MANAGUA, 20 Oct – Responding to severe flooding in central America, a MapAction team has deployed to Nicaragua today.
Torrential rain from Tropical Depression 12-E has caused extensive flooding across Guatemala, El Salvador, Honduras and Nicaragua. Damage to roads and infrastructure from landslides has left many communities cut off from help.
A United Nations disaster assessment team was mobilised on Wednesday 19 October to assist in Nicaragua, where the government declared a state of emergency after more than 130,000 people were reported as affected. A MapAction team was requested to support the UN mission.
MapAction volunteers James Steel and Adia Bey flew out from the UK on Thursday morning to Managua, to rendezvous with the UN team. They took with them extensive GIS data for the region, assembled overnight from a wide range of sources by other MapAction team members through the charity’s well rehearsed ‘data scramble’ procedures. Meanwhile, mission equipment was prepared at MapAction’s new operations centre in Saunderton in Buckinghamshire, UK.
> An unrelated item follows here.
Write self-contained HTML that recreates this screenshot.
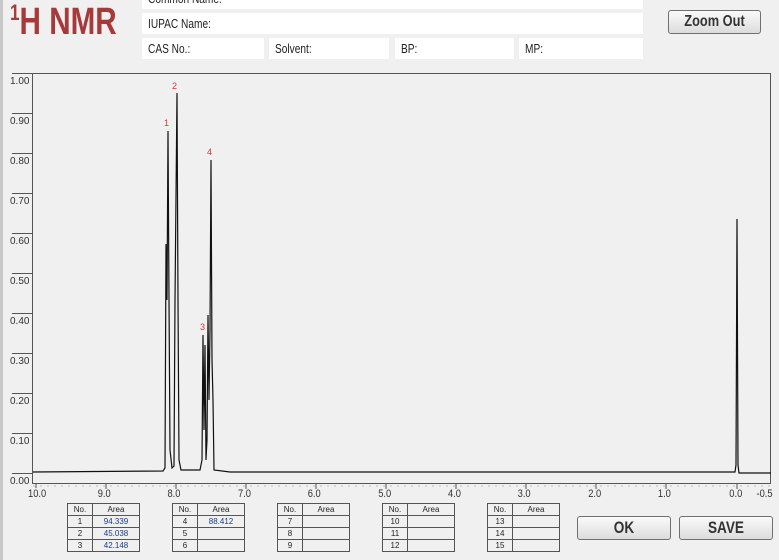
<!DOCTYPE html>
<html><head><meta charset="utf-8"><style>
html,body{margin:0;width:779px;height:560px;overflow:hidden;}
body{background:#f0f0f0;position:relative;font-family:"Liberation Sans",sans-serif;}
.abs{position:absolute;}
.fld{position:absolute;background:#fff;height:21px;box-sizing:border-box;}
.fld span{position:absolute;left:6px;top:3px;font-size:13px;color:#222;transform:scaleX(0.78);transform-origin:left;white-space:nowrap;}
.btn{position:absolute;border:1px solid #707070;border-radius:3px;background:linear-gradient(#fafafa,#dcdcdc);color:#333;box-sizing:border-box;}
.btn span{position:absolute;left:0;right:0;text-align:center;font-weight:bold;transform:scaleX(0.8);}
table{position:absolute;border-collapse:collapse;font-size:8px;table-layout:fixed;}
td{border:1px solid #555;height:11px;line-height:11px;padding:0;text-align:center;color:#222;overflow:hidden;}
td.v{color:#1a3a8a;}
</style></head><body>
<div class="abs" style="left:0;top:0;width:3px;height:560px;background:#c8c8c8"></div>
<div class="abs" style="left:10px;top:1px;font-size:38px;font-weight:bold;color:#a63a3a;transform:scaleX(0.78);transform-origin:left;white-space:nowrap;"><span style="font-size:22px;position:relative;top:-14px">1</span>H NMR</div>
<div class="fld" style="left:142px;top:-12px;width:501px"><span>Common Name:</span></div>
<div class="fld" style="left:142px;top:13px;width:501px"><span>IUPAC Name:</span></div>
<div class="fld" style="left:142px;top:38px;width:122px"><span>CAS No.:</span></div>
<div class="fld" style="left:269px;top:38px;width:120px"><span>Solvent:</span></div>
<div class="fld" style="left:395px;top:38px;width:119px"><span>BP:</span></div>
<div class="fld" style="left:519px;top:38px;width:124px"><span>MP:</span></div>
<div class="btn" style="left:668px;top:10px;width:93px;height:24px"><span style="font-size:16px;top:2px">Zoom Out</span></div>
<svg class="abs" style="left:0;top:0" width="779" height="500">
<rect x="32.5" y="73.5" width="738" height="410" stroke="#555" fill="none"/>
<g stroke="#555">
<line x1="12" y1="73.5" x2="32" y2="73.5"/>
<line x1="12" y1="113.5" x2="32" y2="113.5"/><line x1="12" y1="153.5" x2="32" y2="153.5"/>
<line x1="12" y1="193.5" x2="32" y2="193.5"/><line x1="12" y1="233.5" x2="32" y2="233.5"/>
<line x1="12" y1="273.5" x2="32" y2="273.5"/><line x1="12" y1="313.5" x2="32" y2="313.5"/>
<line x1="12" y1="353.5" x2="32" y2="353.5"/><line x1="12" y1="393.5" x2="32" y2="393.5"/>
<line x1="12" y1="433.5" x2="32" y2="433.5"/><line x1="12" y1="473.5" x2="32" y2="473.5"/>
</g>
<g font-family="Liberation Sans" font-size="10" fill="#333">
<text x="10" y="84">1.00</text><text x="10" y="124">0.90</text><text x="10" y="164">0.80</text>
<text x="10" y="204">0.70</text><text x="10" y="244">0.60</text><text x="10" y="284">0.50</text>
<text x="10" y="324">0.40</text><text x="10" y="364">0.30</text><text x="10" y="404">0.20</text>
<text x="10" y="444">0.10</text><text x="10" y="484">0.00</text>
</g>
<g stroke="#555"><path d="M36 484v4M106 484v5M176 484v5M246 484v5M316 484v5M386 484v5M456 484v5M526 484v5M596 484v5M666 484v5M737 484v5"/></g>
<g stroke="#bbb" stroke-dasharray="2,5"><line x1="33" y1="486" x2="770" y2="486"/></g>
<g font-family="Liberation Sans" font-size="11" fill="#333" transform="scale(0.85,1)">
<text x="33" y="497">10.0</text><text x="115" y="497">9.0</text><text x="197" y="497">8.0</text>
<text x="280" y="497">7.0</text><text x="362" y="497">6.0</text><text x="445" y="497">5.0</text>
<text x="527" y="497">4.0</text><text x="609" y="497">3.0</text><text x="692" y="497">2.0</text>
<text x="774" y="497">1.0</text><text x="858" y="497">0.0</text><text x="890" y="497">-0.5</text>
</g>
<polyline fill="none" stroke="#111" stroke-width="1.2" points="33,472 163,471 165,468 166,244 167,300 168,131 169,300 170,450 172,468 174,466 175,300 177,93 178,300 179,460 181,470 200,470 202,460 203,335 204,430 205,345 206,460 207,440 208,315 209,400 210,330 211,160 212,360 213,400 214,470 230,472 735,472 736,465 737,219 738,465 739,473 771,473"/>
<g font-family="Liberation Sans" font-size="9" fill="#e03040">
<text x="164" y="126">1</text><text x="172" y="89">2</text><text x="200" y="330">3</text><text x="207" y="155">4</text>
</g>
</svg>
<table style="left:67px;top:503px;width:73px"><tr><td style="width:24px">No.</td><td>Area</td></tr><tr><td>1</td><td class="v">94.339</td></tr><tr><td>2</td><td class="v">45.038</td></tr><tr><td>3</td><td class="v">42.148</td></tr></table>
<table style="left:172px;top:503px;width:73px"><tr><td style="width:24px">No.</td><td>Area</td></tr><tr><td>4</td><td class="v">88.412</td></tr><tr><td>5</td><td></td></tr><tr><td>6</td><td></td></tr></table>
<table style="left:277px;top:503px;width:73px"><tr><td style="width:24px">No.</td><td>Area</td></tr><tr><td>7</td><td></td></tr><tr><td>8</td><td></td></tr><tr><td>9</td><td></td></tr></table>
<table style="left:382px;top:503px;width:73px"><tr><td style="width:24px">No.</td><td>Area</td></tr><tr><td>10</td><td></td></tr><tr><td>11</td><td></td></tr><tr><td>12</td><td></td></tr></table>
<table style="left:487px;top:503px;width:73px"><tr><td style="width:24px">No.</td><td>Area</td></tr><tr><td>13</td><td></td></tr><tr><td>14</td><td></td></tr><tr><td>15</td><td></td></tr></table>
<div class="btn" style="left:577px;top:516px;width:94px;height:24px"><span style="font-size:17px;top:1px">OK</span></div>
<div class="btn" style="left:679px;top:516px;width:94px;height:24px"><span style="font-size:17px;top:1px">SAVE</span></div>
</body></html>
James Steel has deployed on numerous humanitarian missions with MapAction, including to Haiti, Pakistan, South East Asia and most recently to North Africa in March. For Adia Bey it is her first emergency mission since she joined the charity as a volunteer early this year. She recently took part in a UN disaster response training course in Peru.
James Steel commented: “The MapAction team has completed the preparation for this mission with their usual speed and efficiency. Two hours after the ‘go’ decision yesterday evening a briefing about the available map data, a list of the mission kit that will be waiting for us at Heathrow airport, and a full security risk assessment had all been forwarded to my blackberry! Great teamwork”.
MapAction is a charity that provides life-saving information about disaster situations in the form of maps. It is the only non-governmental organisation (NGO) anywhere in the world with a capacity to deploy a fully trained and equipped humanitarian mapping and information management team, often within a few hours of an alert. Its highly-skilled volunteers play a vital role in helping to coordinate the national and international emergency response by gathering information such as:
- Which communities are in the greatest need?
- What are their priority needs?
- How can aid agencies best reach them?